Web page code records
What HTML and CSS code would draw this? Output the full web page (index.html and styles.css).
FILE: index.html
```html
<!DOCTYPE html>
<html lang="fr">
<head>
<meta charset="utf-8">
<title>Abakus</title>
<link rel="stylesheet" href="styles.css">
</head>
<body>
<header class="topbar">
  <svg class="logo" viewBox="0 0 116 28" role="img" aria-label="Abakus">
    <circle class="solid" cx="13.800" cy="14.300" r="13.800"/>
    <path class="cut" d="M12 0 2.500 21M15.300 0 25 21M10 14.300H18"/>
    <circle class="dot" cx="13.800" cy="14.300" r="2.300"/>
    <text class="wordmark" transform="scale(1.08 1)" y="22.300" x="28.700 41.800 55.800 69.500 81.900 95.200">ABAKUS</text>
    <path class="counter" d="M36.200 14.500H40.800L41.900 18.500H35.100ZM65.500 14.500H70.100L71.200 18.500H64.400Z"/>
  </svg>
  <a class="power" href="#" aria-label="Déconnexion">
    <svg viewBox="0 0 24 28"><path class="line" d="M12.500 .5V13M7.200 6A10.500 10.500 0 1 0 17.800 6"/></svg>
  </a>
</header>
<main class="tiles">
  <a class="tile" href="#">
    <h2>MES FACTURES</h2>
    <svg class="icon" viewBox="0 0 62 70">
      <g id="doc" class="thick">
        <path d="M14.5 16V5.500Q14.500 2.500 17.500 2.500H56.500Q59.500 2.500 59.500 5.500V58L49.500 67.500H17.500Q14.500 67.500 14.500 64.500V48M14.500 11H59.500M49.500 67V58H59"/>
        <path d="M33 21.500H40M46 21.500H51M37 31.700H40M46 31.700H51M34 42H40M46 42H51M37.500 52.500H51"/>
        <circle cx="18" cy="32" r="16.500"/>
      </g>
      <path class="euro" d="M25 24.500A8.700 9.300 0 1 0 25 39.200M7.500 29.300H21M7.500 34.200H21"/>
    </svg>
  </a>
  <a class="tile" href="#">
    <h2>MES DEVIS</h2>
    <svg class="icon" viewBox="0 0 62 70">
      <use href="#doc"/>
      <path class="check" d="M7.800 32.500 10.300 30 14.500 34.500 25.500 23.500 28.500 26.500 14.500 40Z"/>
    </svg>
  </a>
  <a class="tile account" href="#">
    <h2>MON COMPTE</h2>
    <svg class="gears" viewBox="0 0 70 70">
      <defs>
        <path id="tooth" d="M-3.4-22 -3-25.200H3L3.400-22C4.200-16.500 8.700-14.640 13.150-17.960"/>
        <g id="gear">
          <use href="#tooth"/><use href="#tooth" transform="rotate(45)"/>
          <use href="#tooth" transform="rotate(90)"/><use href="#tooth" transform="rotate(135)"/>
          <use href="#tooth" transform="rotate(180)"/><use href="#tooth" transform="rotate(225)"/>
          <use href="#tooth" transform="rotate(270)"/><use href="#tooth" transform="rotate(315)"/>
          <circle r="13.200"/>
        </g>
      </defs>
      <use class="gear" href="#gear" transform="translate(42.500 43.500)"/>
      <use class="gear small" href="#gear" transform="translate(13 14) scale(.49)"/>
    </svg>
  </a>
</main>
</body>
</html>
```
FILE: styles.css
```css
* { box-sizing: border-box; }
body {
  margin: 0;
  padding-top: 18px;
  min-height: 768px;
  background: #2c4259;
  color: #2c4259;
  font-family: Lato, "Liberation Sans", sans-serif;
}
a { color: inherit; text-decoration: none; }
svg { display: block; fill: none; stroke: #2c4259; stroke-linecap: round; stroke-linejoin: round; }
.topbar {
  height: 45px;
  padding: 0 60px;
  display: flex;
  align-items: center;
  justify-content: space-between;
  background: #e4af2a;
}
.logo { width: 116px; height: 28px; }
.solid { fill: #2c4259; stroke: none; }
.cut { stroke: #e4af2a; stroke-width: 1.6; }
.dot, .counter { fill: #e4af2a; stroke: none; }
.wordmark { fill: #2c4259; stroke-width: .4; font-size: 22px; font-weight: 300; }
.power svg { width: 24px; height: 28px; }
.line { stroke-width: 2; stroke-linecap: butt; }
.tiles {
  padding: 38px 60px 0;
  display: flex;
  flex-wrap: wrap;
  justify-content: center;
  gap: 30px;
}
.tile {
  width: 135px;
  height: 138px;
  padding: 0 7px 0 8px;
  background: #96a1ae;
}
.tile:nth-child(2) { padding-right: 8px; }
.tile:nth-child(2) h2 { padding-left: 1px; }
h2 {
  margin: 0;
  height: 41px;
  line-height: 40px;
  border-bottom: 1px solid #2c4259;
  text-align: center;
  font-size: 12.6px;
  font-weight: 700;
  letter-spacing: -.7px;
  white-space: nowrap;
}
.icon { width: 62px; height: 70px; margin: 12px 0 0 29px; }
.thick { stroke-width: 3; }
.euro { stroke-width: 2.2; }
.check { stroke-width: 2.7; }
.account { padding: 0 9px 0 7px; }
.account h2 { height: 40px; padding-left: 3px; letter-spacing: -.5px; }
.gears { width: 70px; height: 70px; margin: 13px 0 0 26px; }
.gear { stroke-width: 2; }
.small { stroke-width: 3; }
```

...

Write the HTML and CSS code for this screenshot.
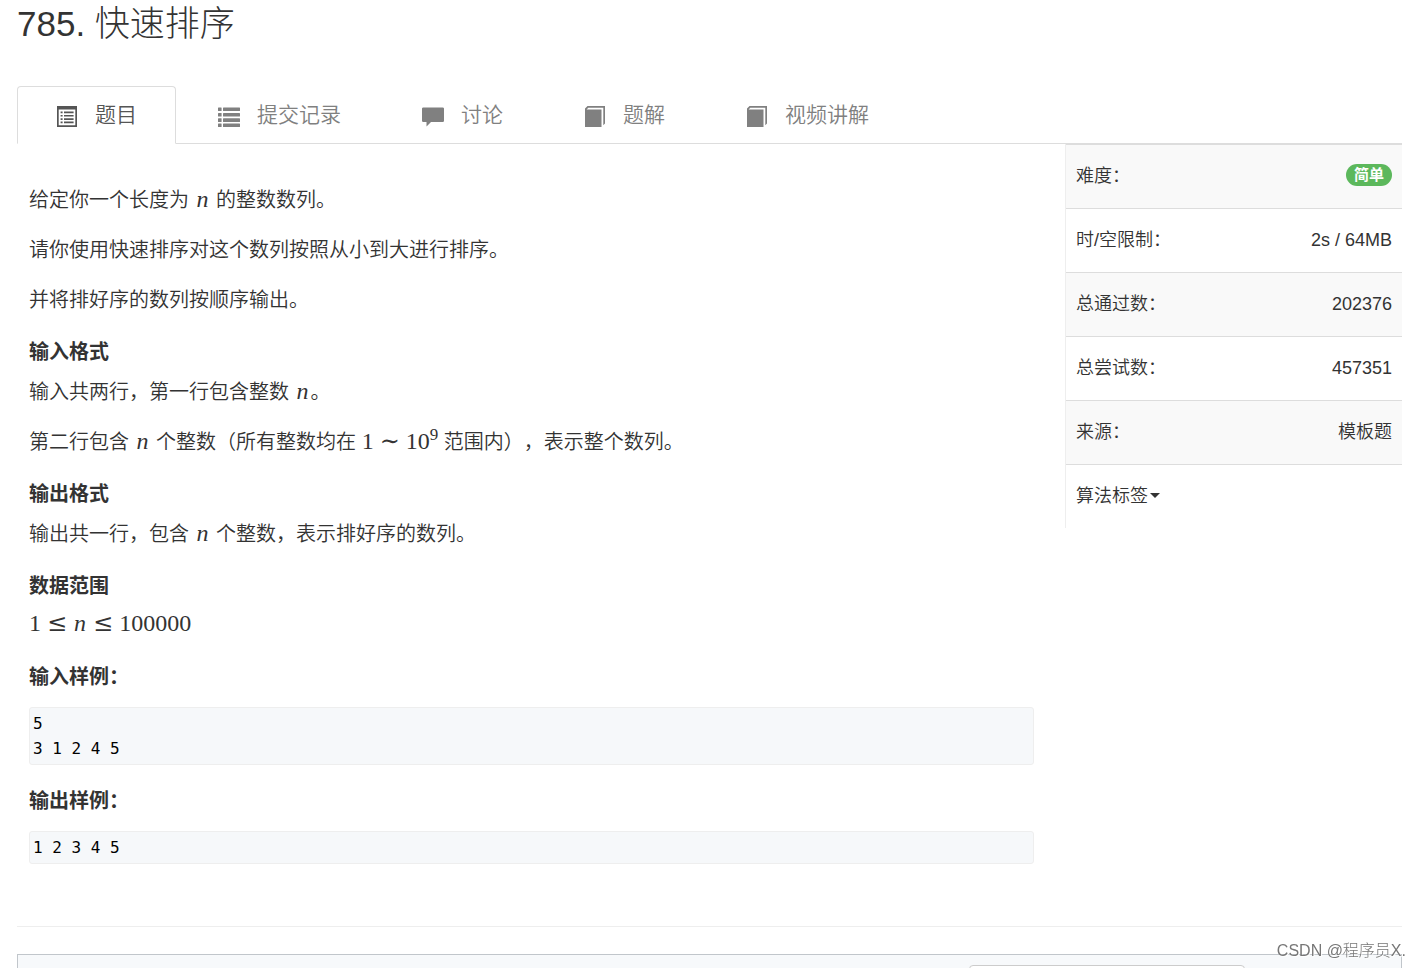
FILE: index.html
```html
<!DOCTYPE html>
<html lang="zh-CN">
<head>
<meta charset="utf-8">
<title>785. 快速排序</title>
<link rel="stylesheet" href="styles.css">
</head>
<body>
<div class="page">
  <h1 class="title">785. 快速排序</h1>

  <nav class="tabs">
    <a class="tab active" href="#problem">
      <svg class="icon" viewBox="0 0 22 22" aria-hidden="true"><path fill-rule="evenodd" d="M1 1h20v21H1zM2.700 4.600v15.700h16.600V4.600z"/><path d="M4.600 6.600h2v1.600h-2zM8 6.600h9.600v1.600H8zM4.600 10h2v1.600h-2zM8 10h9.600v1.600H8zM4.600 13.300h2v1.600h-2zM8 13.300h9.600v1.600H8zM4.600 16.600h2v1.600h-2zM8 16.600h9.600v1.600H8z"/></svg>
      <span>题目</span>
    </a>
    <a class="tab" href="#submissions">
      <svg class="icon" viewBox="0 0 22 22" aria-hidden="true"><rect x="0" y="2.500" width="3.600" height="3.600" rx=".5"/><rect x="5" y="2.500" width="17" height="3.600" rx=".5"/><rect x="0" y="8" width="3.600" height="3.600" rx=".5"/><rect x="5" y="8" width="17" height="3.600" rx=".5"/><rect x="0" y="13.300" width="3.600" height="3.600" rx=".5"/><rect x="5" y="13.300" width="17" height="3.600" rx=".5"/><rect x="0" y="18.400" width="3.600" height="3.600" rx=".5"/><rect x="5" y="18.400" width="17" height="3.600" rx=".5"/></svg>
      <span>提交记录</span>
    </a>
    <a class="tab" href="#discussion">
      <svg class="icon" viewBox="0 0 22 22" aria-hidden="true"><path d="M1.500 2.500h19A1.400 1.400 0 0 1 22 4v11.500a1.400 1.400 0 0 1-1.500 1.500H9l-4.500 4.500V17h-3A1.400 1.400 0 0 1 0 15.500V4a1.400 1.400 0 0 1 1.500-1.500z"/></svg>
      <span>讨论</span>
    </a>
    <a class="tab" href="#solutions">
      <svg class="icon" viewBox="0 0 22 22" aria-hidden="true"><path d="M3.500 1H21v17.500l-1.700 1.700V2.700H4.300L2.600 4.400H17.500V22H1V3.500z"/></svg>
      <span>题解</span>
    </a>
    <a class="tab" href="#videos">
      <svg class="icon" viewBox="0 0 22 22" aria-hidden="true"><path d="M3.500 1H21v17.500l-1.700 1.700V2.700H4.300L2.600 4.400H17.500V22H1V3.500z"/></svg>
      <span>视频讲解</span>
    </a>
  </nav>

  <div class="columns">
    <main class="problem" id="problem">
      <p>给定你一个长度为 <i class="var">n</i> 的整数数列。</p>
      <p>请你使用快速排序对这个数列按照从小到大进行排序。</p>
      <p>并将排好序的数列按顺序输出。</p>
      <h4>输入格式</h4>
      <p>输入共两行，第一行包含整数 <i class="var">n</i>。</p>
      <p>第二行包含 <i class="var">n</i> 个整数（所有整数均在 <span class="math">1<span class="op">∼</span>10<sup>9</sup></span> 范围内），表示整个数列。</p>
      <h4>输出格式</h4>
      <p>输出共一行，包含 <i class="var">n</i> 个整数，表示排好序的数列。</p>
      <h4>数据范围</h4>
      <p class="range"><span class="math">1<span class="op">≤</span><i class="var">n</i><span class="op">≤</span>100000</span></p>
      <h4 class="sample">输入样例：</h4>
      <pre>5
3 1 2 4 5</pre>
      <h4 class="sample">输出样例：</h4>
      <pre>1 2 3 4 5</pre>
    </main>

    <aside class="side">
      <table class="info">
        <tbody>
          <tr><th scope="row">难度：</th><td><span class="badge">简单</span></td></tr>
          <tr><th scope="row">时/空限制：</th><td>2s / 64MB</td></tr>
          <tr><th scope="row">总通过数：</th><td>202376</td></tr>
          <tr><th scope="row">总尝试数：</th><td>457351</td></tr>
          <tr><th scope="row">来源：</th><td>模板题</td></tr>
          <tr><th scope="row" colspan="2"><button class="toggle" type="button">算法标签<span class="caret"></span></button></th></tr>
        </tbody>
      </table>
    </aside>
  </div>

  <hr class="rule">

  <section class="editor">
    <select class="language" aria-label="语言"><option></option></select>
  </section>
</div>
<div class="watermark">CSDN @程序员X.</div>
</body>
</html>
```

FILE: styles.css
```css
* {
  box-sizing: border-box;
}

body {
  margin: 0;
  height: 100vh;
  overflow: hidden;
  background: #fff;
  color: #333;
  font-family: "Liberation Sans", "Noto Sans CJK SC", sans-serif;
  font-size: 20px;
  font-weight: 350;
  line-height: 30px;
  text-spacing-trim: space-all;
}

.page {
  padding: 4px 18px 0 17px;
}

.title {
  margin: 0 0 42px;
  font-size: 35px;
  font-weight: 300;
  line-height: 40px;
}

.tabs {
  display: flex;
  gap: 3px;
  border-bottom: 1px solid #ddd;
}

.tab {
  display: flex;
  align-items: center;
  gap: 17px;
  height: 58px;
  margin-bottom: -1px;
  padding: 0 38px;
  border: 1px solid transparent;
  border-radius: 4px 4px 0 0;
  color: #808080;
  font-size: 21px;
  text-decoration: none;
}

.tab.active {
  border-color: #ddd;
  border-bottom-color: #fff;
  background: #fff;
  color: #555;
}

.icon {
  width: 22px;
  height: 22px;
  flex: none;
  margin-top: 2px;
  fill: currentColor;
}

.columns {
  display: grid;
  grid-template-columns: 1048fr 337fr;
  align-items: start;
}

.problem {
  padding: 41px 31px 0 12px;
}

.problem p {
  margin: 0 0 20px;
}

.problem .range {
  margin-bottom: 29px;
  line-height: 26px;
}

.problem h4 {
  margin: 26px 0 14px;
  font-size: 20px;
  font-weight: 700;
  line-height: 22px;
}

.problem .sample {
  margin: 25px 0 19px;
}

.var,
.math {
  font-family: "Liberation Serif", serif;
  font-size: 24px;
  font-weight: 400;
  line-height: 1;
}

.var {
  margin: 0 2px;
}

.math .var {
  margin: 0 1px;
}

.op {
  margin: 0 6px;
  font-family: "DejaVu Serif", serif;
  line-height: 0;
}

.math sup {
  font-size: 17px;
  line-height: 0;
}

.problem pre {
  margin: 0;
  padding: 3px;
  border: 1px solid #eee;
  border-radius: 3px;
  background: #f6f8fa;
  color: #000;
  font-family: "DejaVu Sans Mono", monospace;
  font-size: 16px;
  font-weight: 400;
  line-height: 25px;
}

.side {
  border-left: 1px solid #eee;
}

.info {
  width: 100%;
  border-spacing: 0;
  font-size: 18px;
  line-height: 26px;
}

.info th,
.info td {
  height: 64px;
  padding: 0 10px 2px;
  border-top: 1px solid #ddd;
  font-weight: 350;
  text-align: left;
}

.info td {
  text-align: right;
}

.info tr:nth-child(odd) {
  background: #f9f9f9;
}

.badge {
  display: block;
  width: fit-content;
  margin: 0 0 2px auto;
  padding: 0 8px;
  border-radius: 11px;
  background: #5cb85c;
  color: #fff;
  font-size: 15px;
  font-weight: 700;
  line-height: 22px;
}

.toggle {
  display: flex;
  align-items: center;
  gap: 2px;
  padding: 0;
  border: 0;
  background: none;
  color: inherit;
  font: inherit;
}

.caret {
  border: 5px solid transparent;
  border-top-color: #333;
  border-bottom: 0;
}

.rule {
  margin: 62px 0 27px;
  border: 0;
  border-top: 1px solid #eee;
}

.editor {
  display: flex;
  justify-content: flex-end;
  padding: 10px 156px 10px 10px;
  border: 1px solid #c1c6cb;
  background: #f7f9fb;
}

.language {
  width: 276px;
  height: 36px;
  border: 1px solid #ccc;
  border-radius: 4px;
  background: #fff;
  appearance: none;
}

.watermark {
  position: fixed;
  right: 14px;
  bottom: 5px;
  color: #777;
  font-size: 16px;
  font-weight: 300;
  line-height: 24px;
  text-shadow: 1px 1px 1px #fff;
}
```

## [TASK PROMPT]
Report back each line of the entries that holds the string "this".

## [WRITTEN SOLUTION]
What HTML and CSS code would draw this? Output the full web page (index.html and styles.css).
Write the HTML and CSS code for this screenshot.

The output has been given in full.